* Exercise: Repeat the full listing, word for word.
# # #
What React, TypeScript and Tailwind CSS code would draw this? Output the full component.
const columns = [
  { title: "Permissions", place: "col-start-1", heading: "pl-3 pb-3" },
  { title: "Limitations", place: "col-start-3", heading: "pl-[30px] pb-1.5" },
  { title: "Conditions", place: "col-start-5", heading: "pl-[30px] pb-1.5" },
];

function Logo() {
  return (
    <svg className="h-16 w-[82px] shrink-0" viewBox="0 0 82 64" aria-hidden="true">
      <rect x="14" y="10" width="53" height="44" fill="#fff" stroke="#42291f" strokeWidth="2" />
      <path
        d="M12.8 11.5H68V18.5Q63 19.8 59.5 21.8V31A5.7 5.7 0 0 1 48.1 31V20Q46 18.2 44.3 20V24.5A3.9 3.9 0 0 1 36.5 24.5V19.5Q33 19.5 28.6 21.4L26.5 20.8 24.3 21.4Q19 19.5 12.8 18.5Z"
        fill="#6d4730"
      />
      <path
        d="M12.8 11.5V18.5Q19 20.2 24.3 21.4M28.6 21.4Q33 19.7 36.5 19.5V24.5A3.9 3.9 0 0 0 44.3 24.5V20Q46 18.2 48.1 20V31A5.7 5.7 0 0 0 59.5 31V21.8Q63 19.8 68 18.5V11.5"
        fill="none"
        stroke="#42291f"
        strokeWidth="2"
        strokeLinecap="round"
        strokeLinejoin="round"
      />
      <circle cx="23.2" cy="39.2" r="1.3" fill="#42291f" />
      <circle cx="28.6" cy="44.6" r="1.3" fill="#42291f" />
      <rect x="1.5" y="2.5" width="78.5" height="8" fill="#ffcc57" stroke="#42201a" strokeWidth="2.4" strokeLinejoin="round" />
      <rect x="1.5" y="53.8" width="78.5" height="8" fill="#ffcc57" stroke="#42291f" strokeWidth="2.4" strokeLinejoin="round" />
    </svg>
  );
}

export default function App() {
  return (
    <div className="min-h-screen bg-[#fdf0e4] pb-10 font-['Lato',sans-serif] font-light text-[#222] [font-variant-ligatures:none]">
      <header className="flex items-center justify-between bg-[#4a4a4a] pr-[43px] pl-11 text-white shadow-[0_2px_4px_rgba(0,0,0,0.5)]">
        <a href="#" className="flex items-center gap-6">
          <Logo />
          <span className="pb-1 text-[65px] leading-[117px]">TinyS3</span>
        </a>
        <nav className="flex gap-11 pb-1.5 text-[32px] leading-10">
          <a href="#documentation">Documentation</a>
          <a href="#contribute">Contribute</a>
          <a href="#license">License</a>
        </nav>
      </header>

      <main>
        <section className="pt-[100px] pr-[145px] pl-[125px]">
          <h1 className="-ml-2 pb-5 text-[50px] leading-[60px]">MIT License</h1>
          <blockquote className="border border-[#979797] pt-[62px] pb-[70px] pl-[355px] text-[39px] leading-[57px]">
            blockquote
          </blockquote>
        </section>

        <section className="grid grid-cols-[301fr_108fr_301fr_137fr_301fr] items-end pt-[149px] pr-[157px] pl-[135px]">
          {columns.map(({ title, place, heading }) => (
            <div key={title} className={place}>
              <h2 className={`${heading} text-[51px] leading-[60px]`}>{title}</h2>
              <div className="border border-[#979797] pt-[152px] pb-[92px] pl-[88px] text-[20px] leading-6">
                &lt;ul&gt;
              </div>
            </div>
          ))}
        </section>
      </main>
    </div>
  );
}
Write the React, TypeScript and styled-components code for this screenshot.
# # #
* Solved exercise:
What React, TypeScript and Tailwind CSS code would draw this? Output the full component.
const columns = [
  { title: "Permissions", place: "col-start-1", heading: "pl-3 pb-3" },
  { title: "Limitations", place: "col-start-3", heading: "pl-[30px] pb-1.5" },
  { title: "Conditions", place: "col-start-5", heading: "pl-[30px] pb-1.5" },
];

function Logo() {
  return (
    <svg className="h-16 w-[82px] shrink-0" viewBox="0 0 82 64" aria-hidden="true">
      <rect x="14" y="10" width="53" height="44" fill="#fff" stroke="#42291f" strokeWidth="2" />
      <path
        d="M12.8 11.5H68V18.5Q63 19.8 59.5 21.8V31A5.7 5.7 0 0 1 48.1 31V20Q46 18.2 44.3 20V24.5A3.9 3.9 0 0 1 36.5 24.5V19.5Q33 19.5 28.6 21.4L26.5 20.8 24.3 21.4Q19 19.5 12.8 18.5Z"
        fill="#6d4730"
      />
      <path
        d="M12.8 11.5V18.5Q19 20.2 24.3 21.4M28.6 21.4Q33 19.7 36.5 19.5V24.5A3.9 3.9 0 0 0 44.3 24.5V20Q46 18.2 48.1 20V31A5.7 5.7 0 0 0 59.5 31V21.8Q63 19.8 68 18.5V11.5"
        fill="none"
        stroke="#42291f"
        strokeWidth="2"
        strokeLinecap="round"
        strokeLinejoin="round"
      />
      <circle cx="23.2" cy="39.2" r="1.3" fill="#42291f" />
      <circle cx="28.6" cy="44.6" r="1.3" fill="#42291f" />
      <rect x="1.5" y="2.5" width="78.5" height="8" fill="#ffcc57" stroke="#42201a" strokeWidth="2.4" strokeLinejoin="round" />
      <rect x="1.5" y="53.8" width="78.5" height="8" fill="#ffcc57" stroke="#42291f" strokeWidth="2.4" strokeLinejoin="round" />
    </svg>
  );
}

export default function App() {
  return (
    <div className="min-h-screen bg-[#fdf0e4] pb-10 font-['Lato',sans-serif] font-light text-[#222] [font-variant-ligatures:none]">
      <header className="flex items-center justify-between bg-[#4a4a4a] pr-[43px] pl-11 text-white shadow-[0_2px_4px_rgba(0,0,0,0.5)]">
        <a href="#" className="flex items-center gap-6">
          <Logo />
          <span className="pb-1 text-[65px] leading-[117px]">TinyS3</span>
        </a>
        <nav className="flex gap-11 pb-1.5 text-[32px] leading-10">
          <a href="#documentation">Documentation</a>
          <a href="#contribute">Contribute</a>
          <a href="#license">License</a>
        </nav>
      </header>

      <main>
        <section className="pt-[100px] pr-[145px] pl-[125px]">
          <h1 className="-ml-2 pb-5 text-[50px] leading-[60px]">MIT License</h1>
          <blockquote className="border border-[#979797] pt-[62px] pb-[70px] pl-[355px] text-[39px] leading-[57px]">
            blockquote
          </blockquote>
        </section>

        <section className="grid grid-cols-[301fr_108fr_301fr_137fr_301fr] items-end pt-[149px] pr-[157px] pl-[135px]">
          {columns.map(({ title, place, heading }) => (
            <div key={title} className={place}>
              <h2 className={`${heading} text-[51px] leading-[60px]`}>{title}</h2>
              <div className="border border-[#979797] pt-[152px] pb-[92px] pl-[88px] text-[20px] leading-6">
                &lt;ul&gt;
              </div>
            </div>
          ))}
        </section>
      </main>
    </div>
  );
}
Write the React, TypeScript and styled-components code for this screenshot.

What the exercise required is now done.